Switching out of postwar experiences, Mr Long then presented a pre-war epic, The Four Feathers (1939)
Instead of concentrating on its heavy colonial overtones, the speaker emphasized the general “moral propaganda” value of the piece that sees a young British cavalry officer setting out to take part of the British Army’s Soudan Campaign of 1898 and saving his friends in order to reclaim his honour, which was supposedly lost with him resigning from his military rank and post at the outset of the campaign. Mr Long highlighted that the movie is an ‘honest piece of propaganda’ telling why Britishmen should go to war once more, for higher human and national values. He explained that propaganda is not necessarily about making somebody changing his mindset about certain things, but rather making somebody think that most people have a given opinion about things, and he should do likewise. With its honesty, absurd humor and positive reflections of military valor, The Four Feathers certainly brings home its aims.
The evening was summed up with another movie about motivating people to struggle for their nation with a hint of the geopolitics of today. The Chinese movie Ip Man (2008), which presents a story of a Chinese martial artist fighting Japanese invaders, tries to unify the tradition of Chinese revolutionary movies with the classics of Hong Kong martial arts cinema, and it succeeds, in the opinion of Mr Long. As another propaganda piece, it suggests that the “old” part of China and the then-recently returned Hong Kong have a common tradition of struggle and common goals to make China great. It is a classic national hero-movie, showing a multi-identical hero (a Hongkonger fighting for mainland political causes) to be revered by young moviegoers and patriotic elements of Chinese society alike. It also reflects the central fact of the recent Chinese past: the emergence out of the ‘Century of Humiliation’ by the hands of Western and Eastern invaders. In this sense, it is also a relevant presentation of Chinese national identity.

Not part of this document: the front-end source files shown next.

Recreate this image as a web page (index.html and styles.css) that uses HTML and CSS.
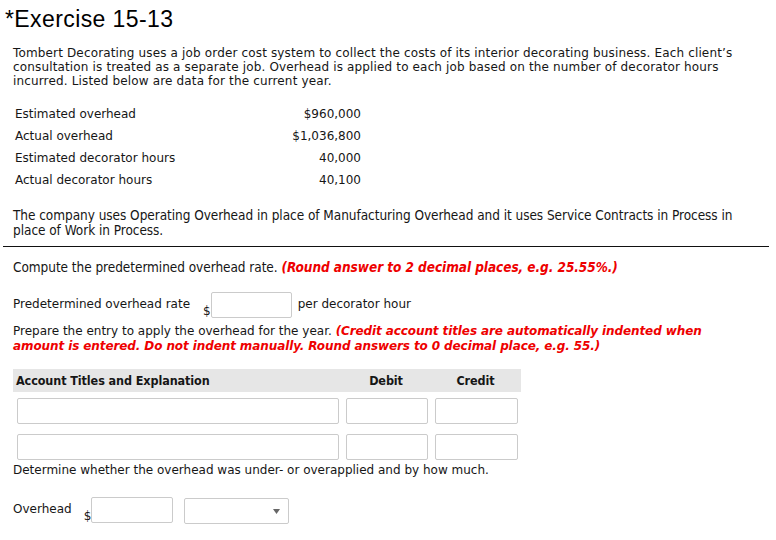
FILE: index.html
```html
<!DOCTYPE html>
<html>
<head>
<meta charset="utf-8">
<link rel="stylesheet" href="styles.css">
</head>
<body>
<h1 class="title">*Exercise 15-13</h1>
<p class="intro">Tombert Decorating uses a job order cost system to collect the costs of its interior decorating business. Each client’s consultation is treated as a separate job. Overhead is applied to each job based on the number of decorator hours incurred. Listed below are data for the current year.</p>
<table class="data">
  <tr><td class="lbl">Estimated overhead</td><td class="val">$960,000</td></tr>
  <tr><td class="lbl">Actual overhead</td><td class="val">$1,036,800</td></tr>
  <tr><td class="lbl">Estimated decorator hours</td><td class="val">40,000</td></tr>
  <tr><td class="lbl">Actual decorator hours</td><td class="val">40,100</td></tr>
</table>
<p class="cond">The company uses Operating Overhead in place of Manufacturing Overhead and it uses Service Contracts in Process in place of Work in Process.</p>
<hr class="rule">
<p class="cond q1">Compute the predetermined overhead rate. <em class="red">(Round answer to 2 decimal places, e.g. 25.55%.)</em></p>
<div class="rate">
  <span class="rlabel">Predetermined overhead rate</span>
  <span class="dollar">$</span>
  <span class="box rbox"></span>
  <span class="rlabel">per decorator hour</span>
</div>
<p class="text q2">Prepare the entry to apply the overhead for the year. <em class="red red2">(Credit account titles are automatically indented when amount is entered. Do not indent manually. Round answers to 0 decimal place, e.g. 55.)</em></p>
<div class="journal">
  <div class="jhead">
    <span class="h-acc">Account Titles and Explanation</span>
    <span class="h-deb">Debit</span>
    <span class="h-cre">Credit</span>
  </div>
  <div class="jrow">
    <span class="box acc"></span><span class="box deb"></span><span class="box cre"></span>
  </div>
  <div class="jrow">
    <span class="box acc"></span><span class="box deb"></span><span class="box cre"></span>
  </div>
</div>
<p class="text q3">Determine whether the overhead was under- or overapplied and by how much.</p>
<div class="ovh">
  <span class="rlabel">Overhead</span>
  <span class="dollar">$</span>
  <span class="box obox"></span>
  <span class="box sel"><svg width="7" height="5" viewBox="0 0 7 5"><path d="M0 0H7L3.5 5Z" fill="#666"/></svg></span>
</div>
</body>
</html>
```
FILE: styles.css
```css
body {
  margin: 0;
  background: #fff;
  color: #161616;
  font-family: "DejaVu Sans", Verdana, sans-serif;
  font-size: 12px;
}
.title {
  font-family: "Liberation Sans", Arial, sans-serif;
  font-weight: normal;
  font-size: 23px;
  letter-spacing: 0.4px;
  margin: 6px 0 0 5px;
  line-height: 26px;
  color: #000;
}
.intro {
  margin: 14px 0 0 13px;
  width: 720px;
  line-height: 14px;
  letter-spacing: 0.15px;
}
.data {
  margin: 15px 0 0 13px;
  border-collapse: collapse;
}
.data td {
  height: 22px;
  padding: 0 2px;
}
.data .lbl { width: 250px; }
.data .val { width: 92px; text-align: right; }
.cond {
  margin: 17px 0 0 13px;
  width: 740px;
  line-height: 15px;
  font-family: "DejaVu Sans Condensed", "DejaVu Sans", sans-serif;
  font-stretch: condensed;
  font-size: 13.5px;
  letter-spacing: -0.05px;
}
.rule {
  margin: 8px 7px 0 3px;
  border: 0;
  border-top: 1px solid #111;
  height: 0;
}
.q1 { margin-top: 13px; }
.red {
  color: #ee0000;
  font-weight: bold;
  font-style: italic;
}
.rate, .ovh {
  display: flex;
  align-items: flex-start;
  margin-left: 13px;
}
.rate { margin-top: 17px; }
.rlabel { padding-top: 5px; line-height: 15px; }
.dollar { padding-top: 13px; margin-left: 13px; line-height: 13px; }
.box {
  display: block;
  box-sizing: border-box;
  height: 26px;
  border: 1px solid #cbcbcb;
  border-radius: 2px;
  background: #fff;
}
.rbox { width: 81px; margin-right: 6px; }
.text {
  margin: 0 0 0 13px;
  line-height: 15px;
}
.q2 { margin-top: 6px; width: 720px; }
.red2 { letter-spacing: -0.1px; }
.journal {
  margin: 15px 0 0 13px;
  width: 508px;
}
.jhead {
  display: flex;
  gap: 7px;
  height: 23px;
  padding-left: 4px;
  align-items: center;
  background: #e6e6e6;
  font-family: "DejaVu Sans Condensed", "DejaVu Sans", sans-serif;
  font-stretch: condensed;
  font-weight: bold;
  font-size: 12.5px;
  letter-spacing: -0.1px;
}
.h-acc { width: 322px; margin-left: -1px; }
.h-deb { width: 82px; text-align: center; }
.h-cre { width: 83px; text-align: center; }
.jrow {
  display: flex;
  gap: 7px;
  margin-top: 6px;
  padding-left: 4px;
}
.jrow + .jrow { margin-top: 10px; }
.acc { width: 322px; }
.deb { width: 82px; }
.cre { width: 83px; }
.q3 { margin-top: 3px; }
.ovh { margin-top: 19px; }
.ovh .dollar { margin-left: 12px; }
.obox { width: 82px; margin-right: 11px; }
.sel {
  width: 105px;
  margin-top: 1px;
  display: flex;
  align-items: center;
  justify-content: flex-end;
  padding-right: 8px;
}
```
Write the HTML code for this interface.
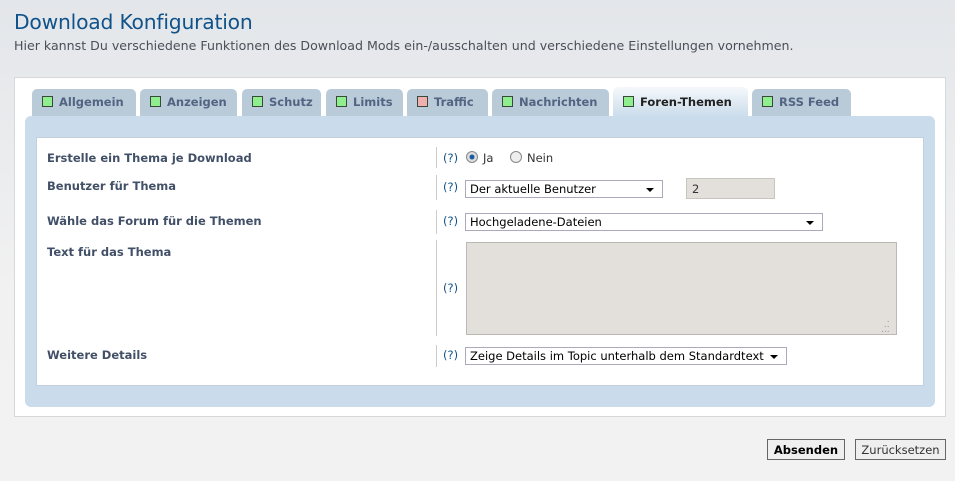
<!DOCTYPE html>
<html><head><meta charset="utf-8"><style>
*{margin:0;padding:0;box-sizing:border-box}
body{width:955px;height:481px;overflow:hidden;background:linear-gradient(#e3e6ea,#f1f1f1 60%,#f2f2f2);font-family:"DejaVu Sans","Liberation Sans",sans-serif;position:relative;color:#333}
.a{position:absolute;white-space:nowrap}
h1{position:absolute;left:14px;top:10px;font-size:20.3px;font-weight:normal;color:#105289;letter-spacing:-0.2px}
.sub{left:14px;top:38px;font-size:12.6px;color:#4a5058}
.panel{left:14px;top:77px;width:932px;height:340px;background:#fff;border:1px solid #d6d8dc}
.tab{top:89px;height:27px;background:#b9cad9;border-radius:5px 5px 0 0;font-size:11.5px;font-weight:bold;color:#536482;padding:6px 0 0 10px}
.tab i{display:inline-block;width:11px;height:11px;background:#8fef8f;border:1px solid #3a4a3a;vertical-align:-1px;margin-right:6px}
.tab.act{top:87px;height:30px;background:linear-gradient(#f5f8fb,#cadceb);color:#222;padding-top:8px}
.blue{left:25px;top:116px;width:910px;height:291px;background:#cadceb;border-radius:6px}
.white{left:36px;top:137px;width:888px;height:249px;background:#fff;border:1px solid #c3cfdc}
.lbl{left:47px;font-size:11.5px;font-weight:bold;color:#425067}
.q{left:443px;font-size:11.5px;color:#105289}
.div{left:436px;width:1px;background:#ccc}
.sel{height:18px;border:1px solid #aab;background:#fff;font-size:11.5px;color:#000;padding:1px 0 0 4px}
.sel:after{content:"";position:absolute;right:8px;top:7px;border:4px solid transparent;border-top:4px solid #000;border-bottom:0}
.btn{top:439px;height:21px;border:1px solid #666;background:#efefef;font-size:11.5px;padding:3px 0 0 0;text-align:center;color:#000}
.rad{width:12px;height:12px;border-radius:50%;border:1px solid #888;background:#eee}
</style></head><body>
<h1>Download Konfiguration</h1>
<div class="a sub">Hier kannst Du verschiedene Funktionen des Download Mods ein-/ausschalten und verschiedene Einstellungen vornehmen.</div>
<div class="a panel"></div>
<div class="a tab" style="left:32px;width:104px"><i></i>Allgemein</div>
<div class="a tab" style="left:140px;width:97px"><i></i>Anzeigen</div>
<div class="a tab" style="left:242px;width:79px"><i></i>Schutz</div>
<div class="a tab" style="left:326px;width:77px"><i></i>Limits</div>
<div class="a tab" style="left:407px;width:81px"><i style="background:#f0b0b0"></i>Traffic</div>
<div class="a tab" style="left:492px;width:117px"><i></i>Nachrichten</div>
<div class="a blue"></div>
<div class="a tab act" style="left:613px;width:135px"><i></i>Foren-Themen</div>
<div class="a tab" style="left:752px;width:99px"><i></i>RSS Feed</div>
<div class="a white"></div>

<div class="a lbl" style="top:151px">Erstelle ein Thema je Download</div>
<div class="a lbl" style="top:179px">Benutzer für Thema</div>
<div class="a lbl" style="top:214px">Wähle das Forum für die Themen</div>
<div class="a lbl" style="top:245px">Text für das Thema</div>
<div class="a lbl" style="top:348px">Weitere Details</div>

<div class="a div" style="top:147px;height:21px"></div>
<div class="a div" style="top:175px;height:25px"></div>
<div class="a div" style="top:210px;height:24px"></div>
<div class="a div" style="top:240px;height:96px"></div>
<div class="a div" style="top:345px;height:22px"></div>

<div class="a q" style="top:151px">(?)</div>
<div class="a q" style="top:180px">(?)</div>
<div class="a q" style="top:214px">(?)</div>
<div class="a q" style="top:281px">(?)</div>
<div class="a q" style="top:348px">(?)</div>

<div class="a rad" style="left:466px;top:151px;background:radial-gradient(#1a5aa0 30%,#ddd 40%)"></div>
<div class="a" style="left:483px;top:151px;font-size:11.5px;color:#333">Ja</div>
<div class="a rad" style="left:510px;top:151px"></div>
<div class="a" style="left:527px;top:151px;font-size:11.5px;color:#333">Nein</div>

<div class="a sel" style="left:465px;top:180px;width:198px">Der aktuelle Benutzer</div>
<div class="a" style="left:686px;top:178px;width:89px;height:21px;background:#e3e0db;border:1px solid #c8c4bf;font-size:11.5px;padding:3px 0 0 5px;color:#333">2</div>
<div class="a sel" style="left:465px;top:213px;width:358px">Hochgeladene-Dateien</div>
<div class="a" style="left:466px;top:242px;width:431px;height:93px;background:#e3e0db;border:1px solid #bcb8b2"></div>
<div class="a" style="left:881px;top:318px;font-size:9px;color:#999;line-height:5px">&nbsp;&nbsp;.<br>&nbsp;..<br>...</div>
<div class="a sel" style="left:465px;top:347px;width:322px">Zeige Details im Topic unterhalb dem Standardtext</div>

<div class="a btn" style="left:767px;width:78px;font-weight:bold">Absenden</div>
<div class="a btn" style="left:855px;width:91px;color:#333">Zurücksetzen</div>
</body></html>
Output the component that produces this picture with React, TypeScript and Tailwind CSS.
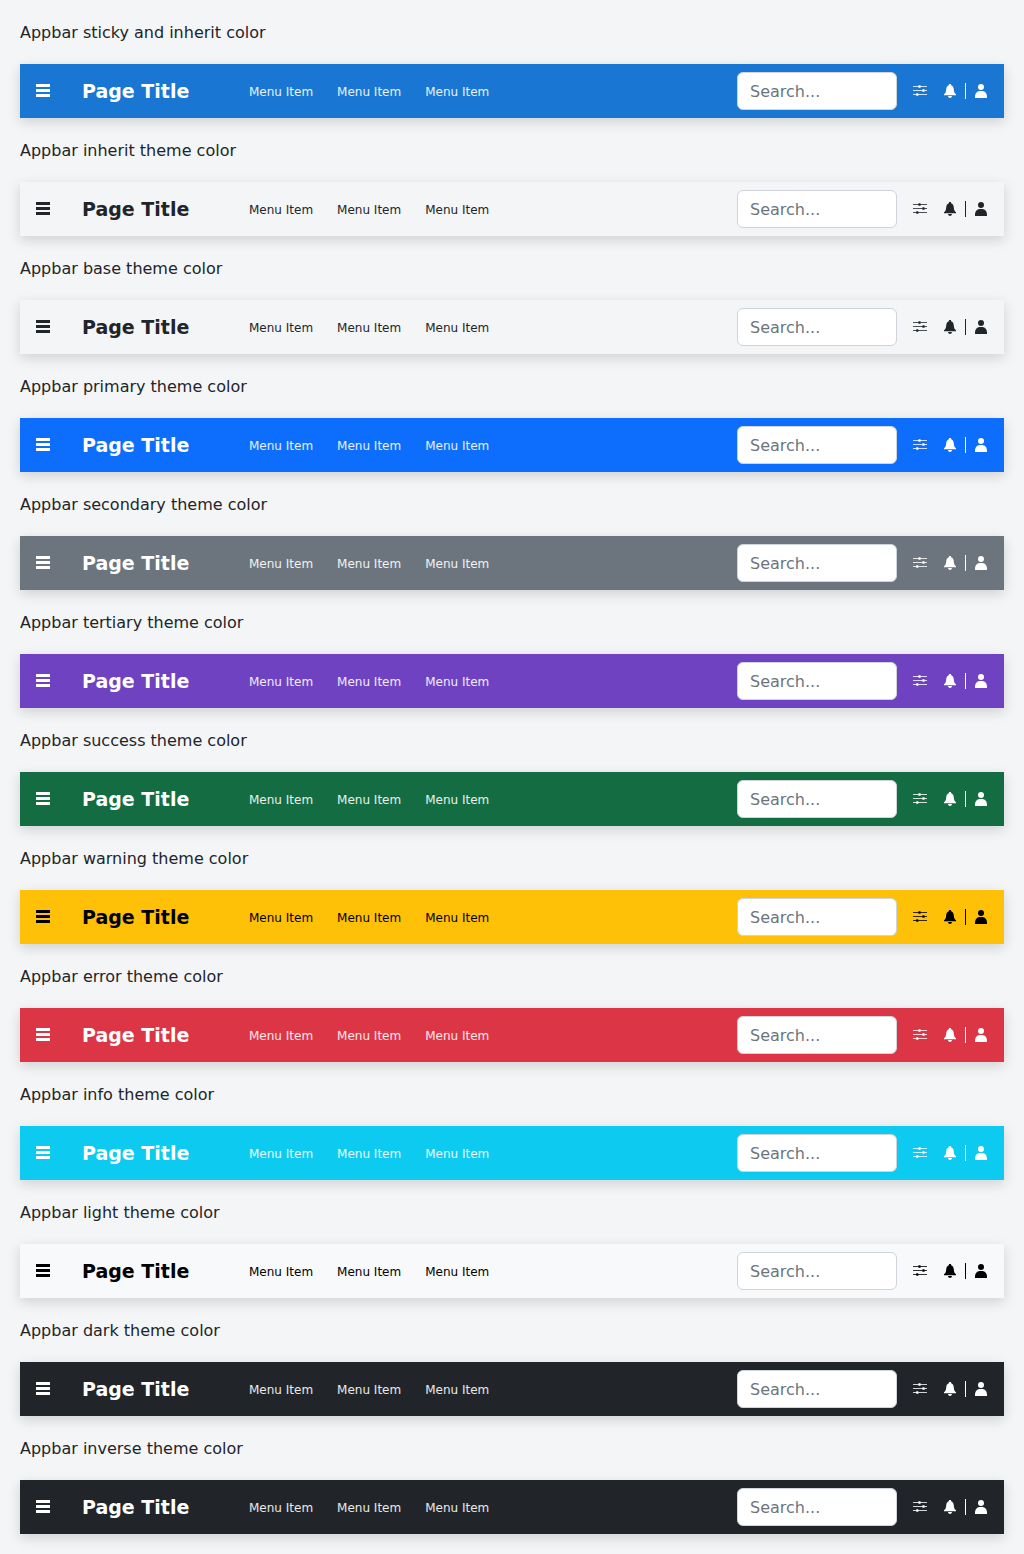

Mr Long’s closing remarks braved the audience to set out and tell their very own stories, again emphasising the lack of gatekeepers and content-hunger of the current media universe. All you need is good, honest, and reality-reflecting stories. Is it a cliché? Clichés are named because they are common; because they are true. Are they too predictable, and there is too much American-style happy ending? Not a problem: in life, there are happy endings, be it so surprising. Maybe if the Hungarian storytellers of the future will adhere to Mr Long’s advice about presenting national identity in movies, we will all have happy endings, this time for the greater good of Hungarian culture.